A month ago, when Fox announced in the wake of the Who Wants To Marry a Multi-Millionaire? fiasco that it would ease off on the exploitative reality programming that was Darnell’s specialty, the decision was portrayed as a sort of sea change: Finally, a media company realizes that there is such a thing as too much bad taste. Well, ladies and gentlemen, that’s not how it works. In fact, while the principals would rather not talk about it this way, the future of the fledgling UPN television network is all about bad taste, and how to leverage it.

Viacom and merger partner CBS have snatched UPN away from its erstwhile partner Chris-Craft but will need a waiver from the FCC to allow two broadcast networks (UPN and CBS) to remain under one corporate roof. The Viacom/CBS argument will probably focus on the fact that about 40 percent of UPN’s audience is black (Moesha is one of the network’s hits). If the FCC forced UPN out on its own, it would likely crumble, and the government agency is no doubt loath to kill off a network responsible for popular black programming.

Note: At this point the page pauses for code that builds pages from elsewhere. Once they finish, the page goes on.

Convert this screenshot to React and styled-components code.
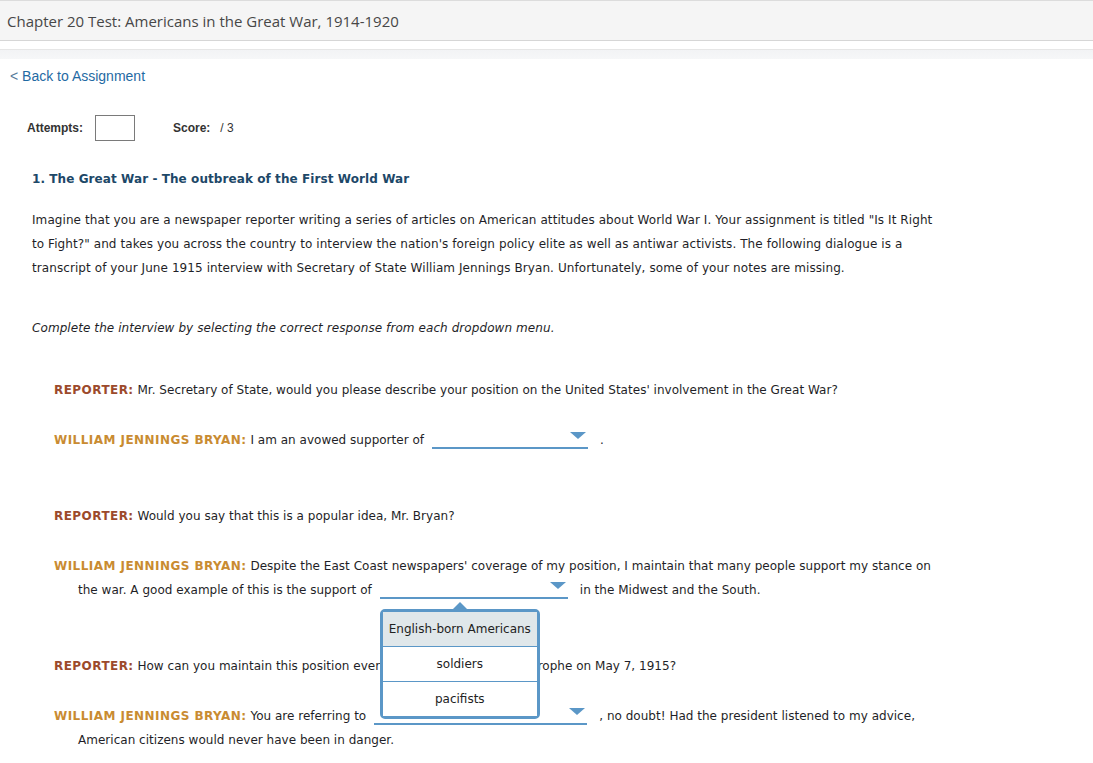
import React from 'react';
import styled, { createGlobalStyle } from 'styled-components';

const GlobalStyle = createGlobalStyle`
  body {
    margin: 0;
    background: #fff;
    font-family: "DejaVu Sans", Verdana, sans-serif;
    color: #1f1f28;
  }
`;

const TopBar = styled.div`
  height: 39px;
  border-top: 1px solid #dcdcdc;
  border-bottom: 1px solid #d6d6d6;
  background: #f5f5f5;
  display: flex;
  align-items: center;
  padding-left: 7px;
`;

const PageTitle = styled.h1`
  margin: 0;
  font-family: "Open Sans", sans-serif;
  font-weight: 400;
  font-size: 15px;
  color: #474747;
`;

const SubBand = styled.div`
  margin-top: 8px;
  height: 9px;
  border-top: 1px solid #e6e6e6;
  background: linear-gradient(#f2f3f5, #f6f7f8);
`;

const BackLink = styled.a`
  display: inline-block;
  margin: 9px 0 0 10px;
  font-family: "Liberation Sans", Arial, sans-serif;
  font-size: 14px;
  color: #1f6aa3;
  text-decoration: none;
  span {
    color: #557a9a;
  }
`;

const StatsRow = styled.div`
  display: flex;
  align-items: center;
  margin: 30px 0 0 27px;
  font-family: "Liberation Sans", Arial, sans-serif;
  font-size: 12px;
  color: #333;
`;

const StatLabel = styled.span`
  font-weight: bold;
  margin-right: ${p => p.gap || 8}px;
`;

const AttemptBox = styled.div`
  width: 38px;
  height: 24px;
  border: 1px solid #7a7a7a;
  margin-right: 38px;
`;

const Question = styled.div`
  margin: 26px 0 0 32px;
  font-size: 12px;
  line-height: 24px;
  letter-spacing: 0.08px;
`;

const QuestionTitle = styled.h2`
  margin: 0 0 17px;
  font-size: 12px;
  font-weight: bold;
  color: #1d4868;
`;

const Paragraph = styled.p`
  margin: 0;
`;

const Instruction = styled.p`
  margin: 36px 0 0;
  font-style: italic;
`;

const Dialogue = styled.div`
  margin: 38px 0 0 22px;
  letter-spacing: 0.02px;
`;

const Line = styled.p`
  margin: 0 0 ${p => p.after}px;
  padding-left: 24px;
  text-indent: -24px;
`;

const Speaker = styled.span`
  font-weight: bold;
  letter-spacing: 0.45px;
  color: ${p => (p.who === 'bryan' ? '#c98b31' : '#9c4a2c')};
`;

const Select = styled.span`
  position: relative;
  display: inline-block;
  width: ${p => p.w}px;
  height: 18px;
  margin: 0 ${p => p.right || 12}px 0 ${p => p.left || 8}px;
  border-bottom: 2px solid #5b97c7;
  vertical-align: -5px;
  text-indent: 0;
`;

const Caret = styled.span`
  position: absolute;
  right: 2px;
  top: 3px;
  width: 0;
  height: 0;
  border-left: 8px solid transparent;
  border-right: 8px solid transparent;
  border-top: 7px solid #5b97c7;
`;

const Menu = styled.div`
  position: absolute;
  z-index: 5;
  top: 30px;
  left: 0;
  width: 154px;
  border: 3px solid #5b97c7;
  border-radius: 5px;
  background: #fff;
  line-height: normal;
  letter-spacing: 0;
  &::before {
    content: '';
    position: absolute;
    top: -10px;
    left: 70px;
    border-left: 7px solid transparent;
    border-right: 7px solid transparent;
    border-bottom: 7px solid #5b97c7;
  }
`;

const Option = styled.div`
  height: 34px;
  display: flex;
  align-items: center;
  justify-content: center;
  font-size: 12px;
  color: #222;
  background: ${p => (p.active ? '#e0e7ea' : '#fff')};
  & + & {
    border-top: 1px solid #5b97c7;
  }
`;

export default function App() {
  return (
    <>
      <GlobalStyle />
      <TopBar>
        <PageTitle>Chapter 20 Test: Americans in the Great War, 1914-1920</PageTitle>
      </TopBar>
      <SubBand />
      <BackLink href="#"><span>&lt;</span> Back to Assignment</BackLink>
      <StatsRow>
        <StatLabel gap={12}>Attempts:</StatLabel>
        <AttemptBox />
        <StatLabel gap={10}>Score:</StatLabel>
        <span>/ 3</span>
      </StatsRow>
      <Question>
        <QuestionTitle>1. The Great War - The outbreak of the First World War</QuestionTitle>
        <Paragraph>
          Imagine that you are a newspaper reporter writing a series of articles on American attitudes about World War I. Your assignment is titled "Is It Right<br />
          to Fight?" and takes you across the country to interview the nation's foreign policy elite as well as antiwar activists. The following dialogue is a<br />
          transcript of your June 1915 interview with Secretary of State William Jennings Bryan. Unfortunately, some of your notes are missing.
        </Paragraph>
        <Instruction>Complete the interview by selecting the correct response from each dropdown menu.</Instruction>
        <Dialogue>
          <Line after={26}>
            <Speaker>REPORTER:</Speaker> Mr. Secretary of State, would you please describe your position on the United States' involvement in the Great War?
          </Line>
          <Line after={52}>
            <Speaker who="bryan">WILLIAM JENNINGS BRYAN:</Speaker> I am an avowed supporter of
            <Select w={156}><Caret /></Select>.
          </Line>
          <Line after={26}>
            <Speaker>REPORTER:</Speaker> Would you say that this is a popular idea, Mr. Bryan?
          </Line>
          <Line after={52}>
            <Speaker who="bryan">WILLIAM JENNINGS BRYAN:</Speaker> Despite the East Coast newspapers' coverage of my position, I maintain that many people support my stance on<br />
            the war. A good example of this is the support of
            <Select w={188}>
              <Caret />
              <Menu>
                <Option active>English-born Americans</Option>
                <Option>soldiers</Option>
                <Option>pacifists</Option>
              </Menu>
            </Select>
            in the Midwest and the South.
          </Line>
          <Line after={26}>
            <Speaker>REPORTER:</Speaker> How can you maintain this position even after the Lusitania catastrophe on May 7, 1915?
          </Line>
          <Line after={0}>
            <Speaker who="bryan">WILLIAM JENNINGS BRYAN:</Speaker> You are referring to
            <Select w={213}><Caret /></Select>, no doubt! Had the president listened to my advice,<br />
            American citizens would never have been in danger.
          </Line>
        </Dialogue>
      </Question>
    </>
  );
}
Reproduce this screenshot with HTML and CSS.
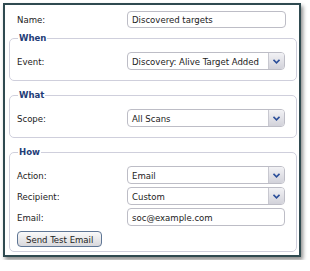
FILE: index.html
```html
<!DOCTYPE html>
<html lang="en">
<head>
  <meta charset="UTF-8">
  <title>Alert Rule</title>
  <link rel="stylesheet" href="styles.css">
</head>
<body>
  <div class="panel">
    <div class="row top-row">
      <label>Name:</label>
      <div class="field">Discovered targets</div>
    </div>

    <fieldset>
      <legend>When</legend>
      <div class="row">
        <label>Event:</label>
        <div class="select"><span class="value">Discovery: Alive Target Added</span><span class="arrow"><svg width="7" height="5" viewBox="0 0 7 5"><path d="M0.5 0.8 L3.5 3.8 L6.5 0.8" fill="none" stroke="#2c4f9a" stroke-width="1.6"/></svg></span></div>
      </div>
    </fieldset>

    <fieldset>
      <legend>What</legend>
      <div class="row">
        <label>Scope:</label>
        <div class="select"><span class="value">All Scans</span><span class="arrow"><svg width="7" height="5" viewBox="0 0 7 5"><path d="M0.5 0.8 L3.5 3.8 L6.5 0.8" fill="none" stroke="#2c4f9a" stroke-width="1.6"/></svg></span></div>
      </div>
    </fieldset>

    <fieldset class="how">
      <legend>How</legend>
      <div class="row">
        <label>Action:</label>
        <div class="select"><span class="value">Email</span><span class="arrow"><svg width="7" height="5" viewBox="0 0 7 5"><path d="M0.5 0.8 L3.5 3.8 L6.5 0.8" fill="none" stroke="#2c4f9a" stroke-width="1.6"/></svg></span></div>
      </div>
      <div class="row">
        <label>Recipient:</label>
        <div class="select"><span class="value">Custom</span><span class="arrow"><svg width="7" height="5" viewBox="0 0 7 5"><path d="M0.5 0.8 L3.5 3.8 L6.5 0.8" fill="none" stroke="#2c4f9a" stroke-width="1.6"/></svg></span></div>
      </div>
      <div class="row">
        <label>Email:</label>
        <div class="field">soc@example.com</div>
      </div>
      <button>Send Test Email</button>
    </fieldset>
  </div>
</body>
</html>
```

FILE: styles.css
```css
body {
  margin: 0;
  padding: 3px;
  background: #fff;
  font-family: "DejaVu Sans Condensed", "DejaVu Sans", sans-serif;
  font-size: 9.5px;
  color: #222;
}
.panel {
  width: 294px;
  height: 250px;
  border: 2px solid #2f4a50;
  box-shadow: 2px 3px 4px rgba(0, 0, 0, 0.45);
  background: #fff;
}
.row {
  display: flex;
  align-items: center;
  height: 18px;
}
.row label {
  width: 110px;
  flex: none;
}
.top-row {
  height: 17px;
  margin: 6px 13px 0 12px;
}
fieldset {
  margin: 8px 2px 0 4px;
  padding: 8px 11px 10px 7px;
  border: 1px solid #cfcfdc;
  border-radius: 5px;
}
.top-row + fieldset {
  margin-top: 4px;
}
legend {
  padding: 0 1px;
  margin-left: 1px;
  font-weight: bold;
  color: #1f3d78;
  line-height: 12px;
}
.field, .select {
  flex: 1;
  height: 100%;
  box-sizing: border-box;
  border: 1px solid #bdbdc6;
  border-radius: 4px;
  background: #fff;
  display: flex;
  align-items: center;
}
.field {
  padding-left: 4px;
}
.select .value {
  flex: 1;
  padding-left: 4px;
}
.select .arrow {
  width: 15px;
  height: 100%;
  border-left: 1px solid #c8c8d0;
  border-radius: 0 3px 3px 0;
  background: linear-gradient(#f2f2f5, #d2d2da);
  display: flex;
  align-items: center;
  justify-content: center;
}
.how {
  padding-bottom: 4px;
}
.how .row + .row {
  margin-top: 3px;
}
button {
  margin-top: 5px;
  height: 16px;
  padding: 0 8px;
  font: inherit;
  color: #222;
  border: 1px solid #5f7695;
  border-radius: 4px;
  background: linear-gradient(#fafafa, #d8d8dc);
}
```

So if UPN is so fragile, having lost something like $800 million to date, then why does Viacom want it? The answer has little or nothing to do with building or maintaining a black audience and everything to do with Smackdown!, the two-hour weekly World Wrestling Federation extravaganza that is a carnival of perverse taste. Smackdown has caught on for the network and is now extremely popular with precisely the same young male audience that made hits of Darnell creations like When Stunts Go Bad, World’s Scariest Police Chases, and so on (the one that was all about swarms was pretty entertaining). While Viacom/CBS makes its case for the importance of popular black programming, it will also be attempting to negotiate a hammerlock on Smackdown! and to wrest additional WWF programming away from cable station USA and onto TNN, which is already owned by the (ahem) Tiffany Network.

For Fox, the newfound focus on quality, whether sincere or not, is reasonable enough–the network has already ridden the wave of schlock far enough and established itself as fully viable. UPN, however, desperately needs to grow its audience. If Darnell hasn’t sent his résumé to UPN yet, he ought to. But maybe those negotiations should wait until after the FCC has weighed in.